SATA Controller Performance

Both NVIDIA and Intel offer support for NCQ in their SATA controllers, and given our recently renewed interest in NCQ performance, we decided to find out if there were any performance differences between the two SATA controllers.  However, as we've found in the past, coming up with tests that stress NCQ is quite difficult.

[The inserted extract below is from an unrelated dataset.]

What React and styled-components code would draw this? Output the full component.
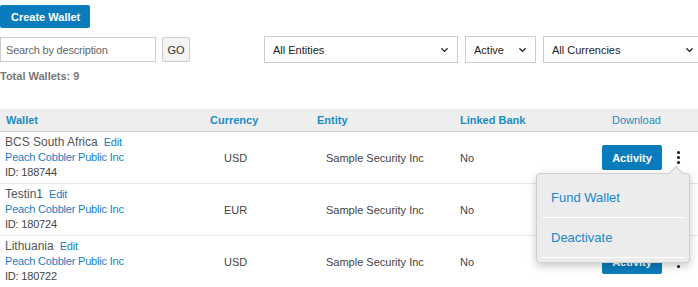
import React from "react";
import styled, { createGlobalStyle } from "styled-components";
import { FaChevronDown } from "react-icons/fa";

const GlobalStyle = createGlobalStyle`
  body {
    margin: 0;
    font-family: "Liberation Sans", Arial, sans-serif;
    font-size: 11px;
    color: #444;
    background: #fff;
    overflow: hidden;
  }
`;

const Page = styled.div`
  padding-top: 5px;
  width: 698px;
  position: relative;
`;

const CreateButton = styled.button`
  height: 23px;
  padding: 0 10px 0 11px;
  border: none;
  border-radius: 2px;
  background: #0b7cbb;
  color: #fff;
  font-family: inherit;
  font-size: 11px;
  font-weight: bold;
`;

const Filters = styled.div`
  display: flex;
  align-items: center;
  margin-top: 8px;
  white-space: nowrap;
`;

const SearchInput = styled.input`
  box-sizing: border-box;
  flex: none;
  width: 156px;
  height: 25px;
  margin: 0;
  border: 1px solid #ccc;
  padding: 0 5px;
  font-family: inherit;
  font-size: 11px;
  letter-spacing: -0.2px;
  color: #444;
  &::placeholder { color: #666; }
`;

const GoButton = styled.button`
  box-sizing: border-box;
  flex: none;
  width: 28px;
  height: 25px;
  margin: 0 0 0 6px;
  border: 1px solid #ccc;
  border-radius: 2px;
  background: #f4f4f4;
  font-family: inherit;
  font-size: 11px;
  color: #333;
  padding: 0;
`;

const SelectWrap = styled.div`
  position: relative;
  flex: none;
  width: ${(p) => p.$w}px;
  margin-left: ${(p) => p.$ml}px;
`;

const Select = styled.select`
  appearance: none;
  box-sizing: border-box;
  width: 100%;
  height: 27px;
  margin: 0;
  border: 1px solid #ccc;
  border-radius: 0;
  background: #fff;
  padding: 0 8px;
  font-family: inherit;
  font-size: 11px;
  color: #222;
`;

const Chevron = styled(FaChevronDown)`
  position: absolute;
  right: 9px;
  top: 10px;
  width: 9px;
  height: 8px;
  color: #222;
  pointer-events: none;
`;

const Total = styled.div`
  margin-top: 7px;
  font-weight: bold;
  color: #777;
`;

const Table = styled.div`
  margin-top: 27px;
  position: relative;
`;

const Grid = styled.div`
  display: grid;
  grid-template-columns: 204px 107px 143px 142px 1fr;
  align-items: center;
`;

const HeaderRow = styled(Grid)`
  height: 22px;
  background: #eeeeee;
  border-bottom: 1px solid #cfcfcf;
`;

const HeadCell = styled.div`
  padding-left: ${(p) => p.$pl || 6}px;
  font-weight: ${(p) => (p.$light ? "normal" : "bold")};
  color: #1a8dc4;
`;

const Row = styled(Grid)`
  height: 51px;
  border-bottom: 1px solid #e6e6e6;
`;

const WalletCell = styled.div`
  padding-left: 5px;
  line-height: 15px;
  letter-spacing: -0.2px;
`;

const Name = styled.span`
  font-size: 12px;
  letter-spacing: 0;
  color: #555;
  margin-right: 6px;
`;

const Link = styled.a`
  color: #1a7dc2;
  text-decoration: none;
  cursor: pointer;
`;

const Line = styled.div`
  height: 15px;
`;

const Cell = styled.div`
  padding-left: ${(p) => p.$pl}px;
  color: #444;
`;

const Actions = styled.div`
  display: flex;
  align-items: center;
  padding-left: 6px;
`;

const ActivityButton = styled.button`
  width: 60px;
  height: 25px;
  border: none;
  border-radius: 2px;
  background: #0b7cbb;
  color: #fff;
  font-family: inherit;
  font-size: 11px;
  font-weight: bold;
  padding: 0;
`;

const Kebab = styled.div`
  display: flex;
  flex-direction: column;
  gap: 2px;
  margin-left: 15px;
  span {
    width: 3px;
    height: 3px;
    border-radius: 50%;
    background: #111;
  }
`;

const Popover = styled.div`
  position: absolute;
  left: 536px;
  top: 64px;
  width: 142px;
  padding: 4px 5px;
  background: #ececec;
  border: 1px solid #cfcfcf;
  border-radius: 4px;
  box-shadow: 0 3px 8px rgba(0, 0, 0, 0.22);
  &::before {
    content: "";
    position: absolute;
    right: 8px;
    top: -6px;
    width: 9px;
    height: 9px;
    background: #ececec;
    border-left: 1px solid #cfcfcf;
    border-top: 1px solid #cfcfcf;
    transform: rotate(45deg);
  }
`;

const MenuItem = styled.div`
  height: 39px;
  line-height: 39px;
  padding-left: 9px;
  font-size: 13px;
  color: #1a86c8;
  border-bottom: 1px solid #fff;
`;

const wallets = [
  { name: "BCS South Africa", id: "188744", currency: "USD" },
  { name: "Testin1", id: "180724", currency: "EUR" },
  { name: "Lithuania", id: "180722", currency: "USD" },
];

export default function App() {
  return (
    <Page>
      <GlobalStyle />
      <CreateButton>Create Wallet</CreateButton>
      <Filters>
        <SearchInput placeholder="Search by description" />
        <GoButton>GO</GoButton>
        <SelectWrap $w={194} $ml={74}>
          <Select defaultValue="all">
            <option value="all">All Entities</option>
          </Select>
          <Chevron />
        </SelectWrap>
        <SelectWrap $w={71} $ml={7}>
          <Select defaultValue="active">
            <option value="active">Active</option>
          </Select>
          <Chevron />
        </SelectWrap>
        <SelectWrap $w={160} $ml={7}>
          <Select defaultValue="all">
            <option value="all">All Currencies</option>
          </Select>
          <Chevron />
        </SelectWrap>
      </Filters>
      <Total>Total Wallets: 9</Total>
      <Table>
        <HeaderRow>
          <HeadCell>Wallet</HeadCell>
          <HeadCell>Currency</HeadCell>
          <HeadCell>Entity</HeadCell>
          <HeadCell $pl={6}>Linked Bank</HeadCell>
          <HeadCell $pl={16} $light>Download</HeadCell>
        </HeaderRow>
        {wallets.map((w) => (
          <Row key={w.id}>
            <WalletCell>
              <Line>
                <Name>{w.name}</Name>
                <Link>Edit</Link>
              </Line>
              <Line>
                <Link>Peach Cobbler Public Inc</Link>
              </Line>
              <Line>ID: {w.id}</Line>
            </WalletCell>
            <Cell $pl={20}>{w.currency}</Cell>
            <Cell $pl={15}>Sample Security Inc</Cell>
            <Cell $pl={6}>No</Cell>
            <Actions>
              <ActivityButton>Activity</ActivityButton>
              <Kebab>
                <span />
                <span />
                <span />
              </Kebab>
            </Actions>
          </Row>
        ))}
        <Popover>
          <MenuItem>Fund Wallet</MenuItem>
          <MenuItem>Deactivate</MenuItem>
        </Popover>
      </Table>
    </Page>
  );
}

Luckily, there is a tool that works perfectly for controlling the type of disk accesses that you want to test: iometer. 

An Intel developed tool, iometer allows you to control the size, randomness and frequency, among other things, of disk accesses, and measure performance using data generated according to these specifications.  Given that NCQ truly optimizes performance when disk accesses are random in nature, we decided to look at how performance varied according to what percentage of the disk accesses were random.  At the same time, we wanted the tests to be modeled on a multitasking desktop system, so we did some investigation by setting up a computer and running through some of our multitasking scenarios on it. 

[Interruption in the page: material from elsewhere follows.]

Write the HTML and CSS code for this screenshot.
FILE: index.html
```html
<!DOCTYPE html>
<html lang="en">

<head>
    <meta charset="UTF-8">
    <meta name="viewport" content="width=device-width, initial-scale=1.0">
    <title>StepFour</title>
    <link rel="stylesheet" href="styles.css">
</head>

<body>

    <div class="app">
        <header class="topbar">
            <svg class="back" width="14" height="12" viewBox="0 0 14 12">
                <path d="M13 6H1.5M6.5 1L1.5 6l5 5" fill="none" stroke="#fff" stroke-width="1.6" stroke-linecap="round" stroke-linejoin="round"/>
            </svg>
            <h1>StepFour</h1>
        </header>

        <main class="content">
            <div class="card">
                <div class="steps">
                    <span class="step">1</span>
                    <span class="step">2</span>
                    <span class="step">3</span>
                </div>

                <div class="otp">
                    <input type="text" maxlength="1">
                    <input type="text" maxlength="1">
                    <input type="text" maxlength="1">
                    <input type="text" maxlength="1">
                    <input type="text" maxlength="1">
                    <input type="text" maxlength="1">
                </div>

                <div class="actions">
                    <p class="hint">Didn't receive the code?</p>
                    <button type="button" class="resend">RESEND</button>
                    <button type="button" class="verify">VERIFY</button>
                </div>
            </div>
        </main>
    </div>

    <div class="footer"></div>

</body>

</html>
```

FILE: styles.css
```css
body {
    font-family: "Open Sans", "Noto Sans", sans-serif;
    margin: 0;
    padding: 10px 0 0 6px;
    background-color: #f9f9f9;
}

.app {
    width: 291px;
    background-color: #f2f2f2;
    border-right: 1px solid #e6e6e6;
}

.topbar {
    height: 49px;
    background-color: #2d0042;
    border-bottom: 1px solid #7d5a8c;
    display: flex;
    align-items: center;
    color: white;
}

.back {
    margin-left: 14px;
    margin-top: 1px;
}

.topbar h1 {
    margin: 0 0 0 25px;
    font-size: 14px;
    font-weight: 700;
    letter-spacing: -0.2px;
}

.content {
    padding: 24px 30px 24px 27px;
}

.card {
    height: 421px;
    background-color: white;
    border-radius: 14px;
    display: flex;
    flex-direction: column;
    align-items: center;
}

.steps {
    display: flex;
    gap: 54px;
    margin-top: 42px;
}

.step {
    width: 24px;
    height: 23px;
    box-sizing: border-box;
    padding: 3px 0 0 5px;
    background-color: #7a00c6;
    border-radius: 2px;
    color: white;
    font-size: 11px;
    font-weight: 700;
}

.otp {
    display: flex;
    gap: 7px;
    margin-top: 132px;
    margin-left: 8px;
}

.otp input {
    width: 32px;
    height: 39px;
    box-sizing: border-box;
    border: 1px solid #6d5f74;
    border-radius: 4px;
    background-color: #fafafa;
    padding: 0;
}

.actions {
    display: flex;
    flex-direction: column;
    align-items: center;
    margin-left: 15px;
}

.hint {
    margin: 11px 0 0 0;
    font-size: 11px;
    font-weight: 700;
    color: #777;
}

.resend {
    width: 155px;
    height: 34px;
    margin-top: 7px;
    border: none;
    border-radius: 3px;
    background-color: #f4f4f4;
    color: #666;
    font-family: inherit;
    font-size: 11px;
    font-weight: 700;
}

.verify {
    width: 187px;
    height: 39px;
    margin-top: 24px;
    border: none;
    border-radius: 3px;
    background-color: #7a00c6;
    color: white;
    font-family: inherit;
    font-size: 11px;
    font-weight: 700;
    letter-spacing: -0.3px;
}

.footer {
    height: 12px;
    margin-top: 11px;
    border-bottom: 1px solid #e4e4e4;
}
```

What we found is that on modern day hard drives, the number of outstanding IOs (IO Queue Depth) is rarely above 10 on even a moderately taxed system.  Only when you approach extremely heavy multitasking loads (heavier than anything that we've ever tested) do you break into queue depths beyond 32.  So, we put together two scenarios, one with a queue depth of 8 and one with a queue depth of 32 - the latter being more of an extreme condition. 

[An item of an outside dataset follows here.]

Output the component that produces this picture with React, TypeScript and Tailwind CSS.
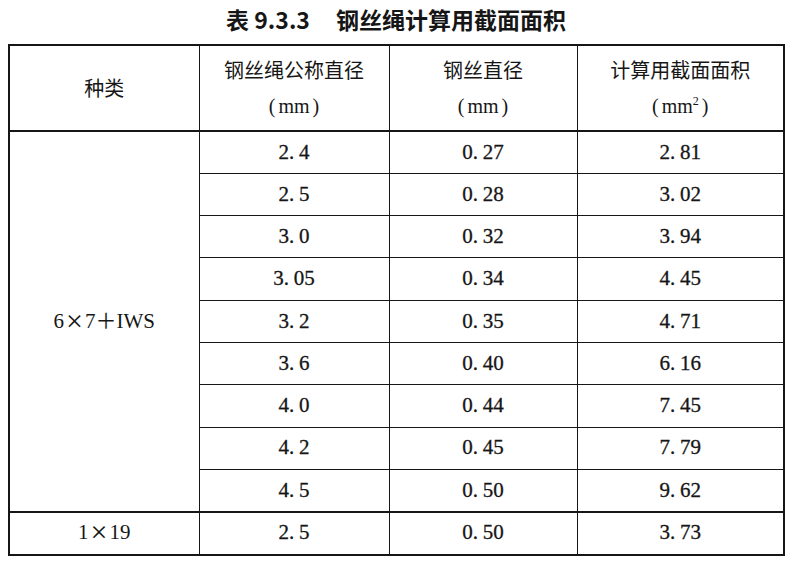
const rows = [
  ['2.4', '0.27', '2.81'],
  ['2.5', '0.28', '3.02'],
  ['3.0', '0.32', '3.94'],
  ['3.05', '0.34', '4.45'],
  ['3.2', '0.35', '4.71'],
  ['3.6', '0.40', '6.16'],
  ['4.0', '0.44', '7.45'],
  ['4.2', '0.45', '7.79'],
  ['4.5', '0.50', '9.62'],
];

const serif = "font-['Liberation_Serif','Noto_Sans_CJK_SC',serif]";
const cell = 'border border-[#161616] text-center';

// 宋体数字：小数点占一整格
function Num({ v }: { v: string }) {
  const [a, b] = v.split('.');
  return (
    <span className="text-[21px] [-webkit-text-stroke:0.3px_#161616]">
      {a}
      <span className="inline-block w-[10px] text-left">.</span>
      {b}
    </span>
  );
}

function Times() {
  return (
    <span className="inline-block w-[21px] text-center text-[30px] leading-none align-[-3px]">×</span>
  );
}

function Mm({ sq }: { sq?: boolean }) {
  return (
    <span className={`${serif} text-[20px]`}>
      <span className="mr-[3px]">(</span>mm
      {sq && <sup className="text-[12px] -top-[8px]">2</sup>}
      <span className="ml-[3px]">)</span>
    </span>
  );
}

export default function App() {
  return (
    <div className="w-[790px] h-[565px] bg-white text-[#161616] overflow-hidden">
      <h1 className="h-[44px] flex items-center justify-center pl-[2px] pb-[6px] text-[23px] font-bold font-['Noto_Sans_CJK_SC',sans-serif]">
        <span>表 9.3.3</span>
        <span className="ml-[26px]">钢丝绳计算用截面面积</span>
      </h1>
      <table className={`ml-[8px] w-[775px] border-collapse border-2 border-[#161616] table-fixed ${serif}`}>
        <colgroup>
          <col className="w-[190px]" />
          <col className="w-[190px]" />
          <col className="w-[188px]" />
          <col className="w-[207px]" />
        </colgroup>
        <thead className="font-['Noto_Sans_CJK_SC',sans-serif]">
          <tr className="h-[86px] border-b-2 border-[#161616] text-[20px]">
            <th className={`${cell} font-normal`}>种类</th>
            <th className={`${cell} font-normal leading-[35px]`}>
              钢丝绳公称直径<br />
              <Mm />
            </th>
            <th className={`${cell} font-normal leading-[35px]`}>
              钢丝直径<br />
              <Mm />
            </th>
            <th className={`${cell} font-normal leading-[35px]`}>
              计算用截面面积<br />
              <Mm sq />
            </th>
          </tr>
        </thead>
        <tbody>
          {rows.map((r, i) => (
            <tr key={i} className="h-[42.3px]">
              {i === 0 && (
                <td rowSpan={9} className={`${cell} text-[21px]`}>
                  6<Times />7＋IWS
                </td>
              )}
              {r.map((v, j) => (
                <td key={j} className={cell}>
                  <Num v={v} />
                </td>
              ))}
            </tr>
          ))}
          <tr className="h-[43px] border-t-2 border-[#161616]">
            <td className={`${cell} text-[21px]`}>
              1<Times />19
            </td>
            <td className={cell}><Num v="2.5" /></td>
            <td className={cell}><Num v="0.50" /></td>
            <td className={cell}><Num v="3.73" /></td>
          </tr>
        </tbody>
      </table>
    </div>
  );
}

In each scenario, we sent the drives a series of 64KB requests, 75% of which were reads, 25% were writes; once again, derived from monitoring our own desktop usage patterns. 

We then varied the randomness of disk accesses from 0% (e.g. 100% sequential) up to 100% (0% sequential reads/writes).  In theory, the stronger NCQ controllers will show better performance as the percentage of random accesses increases.  We reported both Average IOs per Second and average IO response time (how long accesses took to complete on average):

With a queue depth of 8, the two SATA controllers offer virtually identical performance.

Looking at latency, Intel actually offers a very slight performance advantage here - nothing huge, but it's definitely there.

The results get much more interesting as we increase the queue depth to 32:

Here, NVIDIA starts to pull away offering close to a 20% increase in average IOs per second as the access patterns get more random (e.g. as more applications running at the same time start loading down the hard disk). 

What's truly impressive, however, is the reduction in average response time - up to a 90ms decrease in response time, thanks to NVIDIA's superior NCQ implementation. 

But stepping back into reality, how big of a difference NVIDIA's NCQ implementation makes depends greatly on your usage patterns. Heavy multitaskers that are very IO bound will notice a performance difference, while more casual multitaskers would be hard pressed to find any difference.  For example, Intel was actually faster than NVIDIA in our gaming multitasking scenarios from our dual core investigation.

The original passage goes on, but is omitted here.